Understanding Storm Structure and Hazards

Despite their regional names, all tropical cyclones share a similar fundamental structure and produce comparable hazards. Recognizing these elements helps in understanding the destructive potential of these systems.

• Eye: The calm, clear center of the storm, typically 20-40 miles (30-65 km) in diameter. Air slowly sinks in the eye, preventing cloud formation.
• Eyewall: A ring of intense thunderstorms surrounding the eye. This is where the strongest winds and heaviest rainfall occur.
• Rainbands: Spiraling bands of thunderstorms extending outward from the eyewall. These bands can produce heavy rain, strong winds, and isolated tornadoes.

The primary hazards associated with tropical cyclones include strong winds, heavy rainfall leading to inland flooding, storm surge, and tornadoes. Storm surge, an abnormal rise of water generated by the storm above the predicted astronomical tide, is often the deadliest aspect of these events, especially in coastal areas.
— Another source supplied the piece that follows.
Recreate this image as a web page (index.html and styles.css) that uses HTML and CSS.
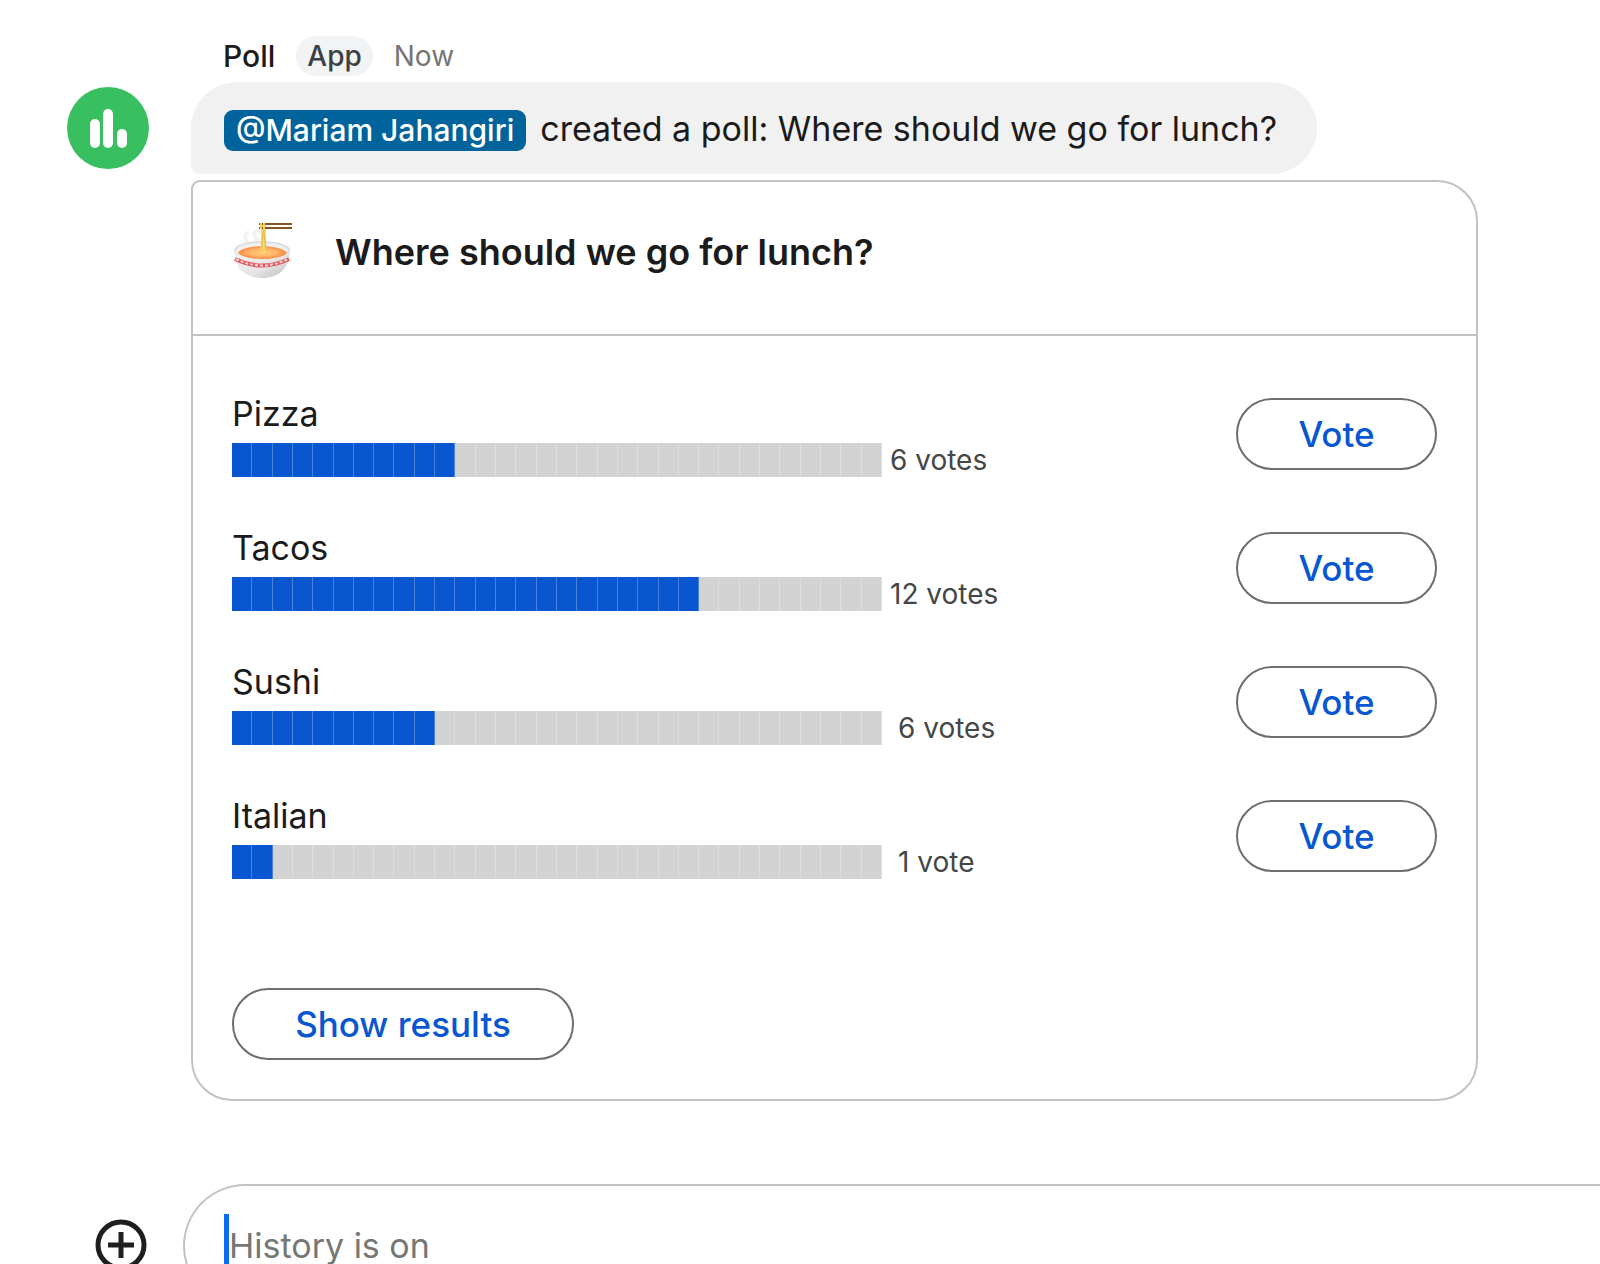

NASA provides detailed satellite imagery and data on storm structure.

Preparedness and Mitigation Strategies

Effective preparedness and mitigation strategies are essential for reducing the loss of life and property damage from tropical cyclones. These strategies involve a combination of forecasting, infrastructure development, and public education.

Meteorological agencies worldwide continuously monitor tropical oceans for signs of storm development, issuing watches and warnings as systems approach land. Early warning systems provide communities with time to prepare and evacuate. Building codes in vulnerable regions often specify construction standards designed to withstand high winds and flooding.

Public education campaigns teach individuals how to create emergency plans, assemble supply kits, and understand evacuation routes. Coastal communities implement measures such as seawalls, dunes, and mangrove restoration to protect against storm surge. These collective efforts aim to enhance resilience against the powerful forces of tropical cyclones, regardless of their regional designation.